The law has implications extending beyond football game cheer squads, the lawsuit claims. The plaintiffs say it will bar respectful and honorific uses of American Indian imagery and also prevent American Indians from reappropriating historically derogatory depictions.
“The law sweeps in honorifics, it sweeps in individuals who are Native American, not just tribes, and of course it prevents only Native Americans from engaging in reappropriation,” said Mountain States Legal Foundation General Counsel Will Trachman.
Several exceptions that would allow schools to keep using mascots are mentioned in the law, but the plaintiffs say they are problematic. Schools are allowed to keep their mascots if they are on a reservation, if they entered into an agreement with a tribe before June 30 about mascot use or if they enter into an agreement with a tribe’s governing body to foster goodwill, encourage a positive cultural exchange and educate students on American Indian history.
“It forces schools to find a tribe, enter a compact with that tribe, convince the tribe that they ought to be in a compact and who knows how long such a compact would ever last,” explained Trachman. “We make the argument that that’s not a true exception.”
The suit first presents a two-pronged 14th Amendment argument. It argues that by not targeting schools with other culturally-based mascots like the Fighting Irish, Boston Celtics or Vikings the law violates plaintiff rights to equal protections.
The suit also argues that American Indians face more hurdles than others to request that a school “adopt a name honoring their heritage or history” since schools would need approval by the Colorado State Legislature, not just a local school board.
Trachman said the suit pulls from 14th Amendment protections set in the U.S. Supreme Court ruling Romer v. Evans. The nation’s high court held that a 1992 Colorado law to exclude sexual orientation from discrimination protections violated the 14th Amendment and “classifies homosexuals not to further a proper legislative end but to make them unequal to everyone else.”
The latest challenge runs parallel to Romer, according to Trachman. “What the law has done is force Native American individuals uniquely to have to go to the state legislature and convince the majority of the state legislature and the governor that they deserve an exemption from the law.” According to Trachman, the law creates an unfair and imbalanced political playing field. “We have a long history of case law in support of this exact theory,” he added.
The suit also brings a First Amendment challenge and argues that the law is impermissibly and unconstitutionally vague.
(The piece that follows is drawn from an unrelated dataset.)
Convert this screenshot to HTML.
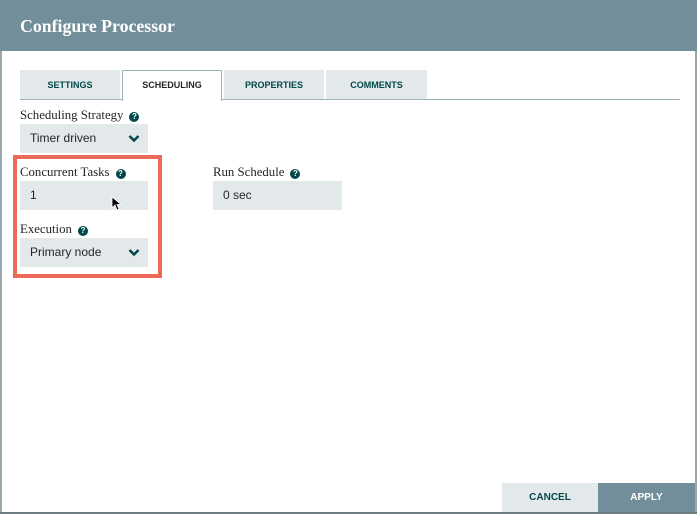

The plaintiffs argue that the law would chill any petition efforts to encourage schools to adopt American Indian imagery and also chill schools from adopting American Indian names “given the vagueness of the law, and the high stakes of violating the law.”
The final point brought in the suit claims that SB21-116 violated Title VI of the 1964 Civil Rights Act and argues that in theory and practice the law “unlawfully discriminates against Plaintiffs ‘on the ground of race, color, or national origin.’”
The People Behind the Papers
North Dakota-based non-profit Native American Guardian’s Association is one of the plaintiffs on the case.
NAGA board member and founder Eunice Davidson, a Lakota Sioux Spirit Lake Tribe member, opposes the Colorado law and similar laws around the country. “We brought the lawsuit because we really feel that we are being discriminated against,” said Davidson. “Our names and images are what keeps us out there because we are the smallest minority in the country right now,” she added.
Davidson has personal experience defending the use of American Indian imagery in schools, she said.
In 2009, Davidson and the Spirit Lake Tribe expressed support for the University of North Dakota’s controversial former mascot the Fighting Sioux. While critics of the former mascot said it was based on an offensive stereotype, Davidson and the majority of the Spirit Lake Tribe saw it differently, voiced support and offered formal permission for the university to keep using the Fighting Sioux mascot.
“They used it because of the courage and the strength of our ancestors. We’re proud of our ancestors, we want them out there,” Davidson explained. “There’s a reason we’re here surviving today.” While the University of North Dakota mascot was changed to the Fighting Hawks, it’s an experience that has stayed with Davidson and one she wrote about in her book “Aren’t We Sioux Enough?”
NAGA’s self-described mission is to “Educate NOT Eradicate” by increasing education about American Indians in public schools and increasing recognition for “Native American Heritage through high profile venues of sports and other public platforms.” Even though the law is not in North Dakota, Davidson says it’s something she takes personally. “They’re calling our name disparaging, people are saying it’s derogatory.”
Demetrius Marez, the lawsuit’s title plaintiff, graduated from Lamar High School in 1993. Marez is 39% Diné (Navajo) and would like to see his alma mater keep its mascot, the Lamar Savages. Earlier this year after SB21-116 was signed into law, Marez expressed his opposition to the new law at Lamar High School, the Colorado Sun reported. “‘This is my heritage that some people are trying to erase,’” Marez said during a Lamar community meeting. “‘It is not derogatory in this context. This Savage means a lot to me because I am Native — don’t tell me what I’m offended by.’” According to the lawsuit, Marez’s alternative suggestion, renaming the school Lamar High School Black Kettle, would also be barred by the law.
Other named plaintiffs in the lawsuit include two Yuma High School students with Cherokee and Chippewa heritage named in court documents as John and Jane Doe who would like their high school to retain its current mascot, the Yuma Indians. Denver resident and Rosebud tribal member Chase Roubideaux, a Yuma High School Graduate, also joined the suit along with Yuma-based pastor Donald Wayne Smith, Jr. who has Cherokee heritage.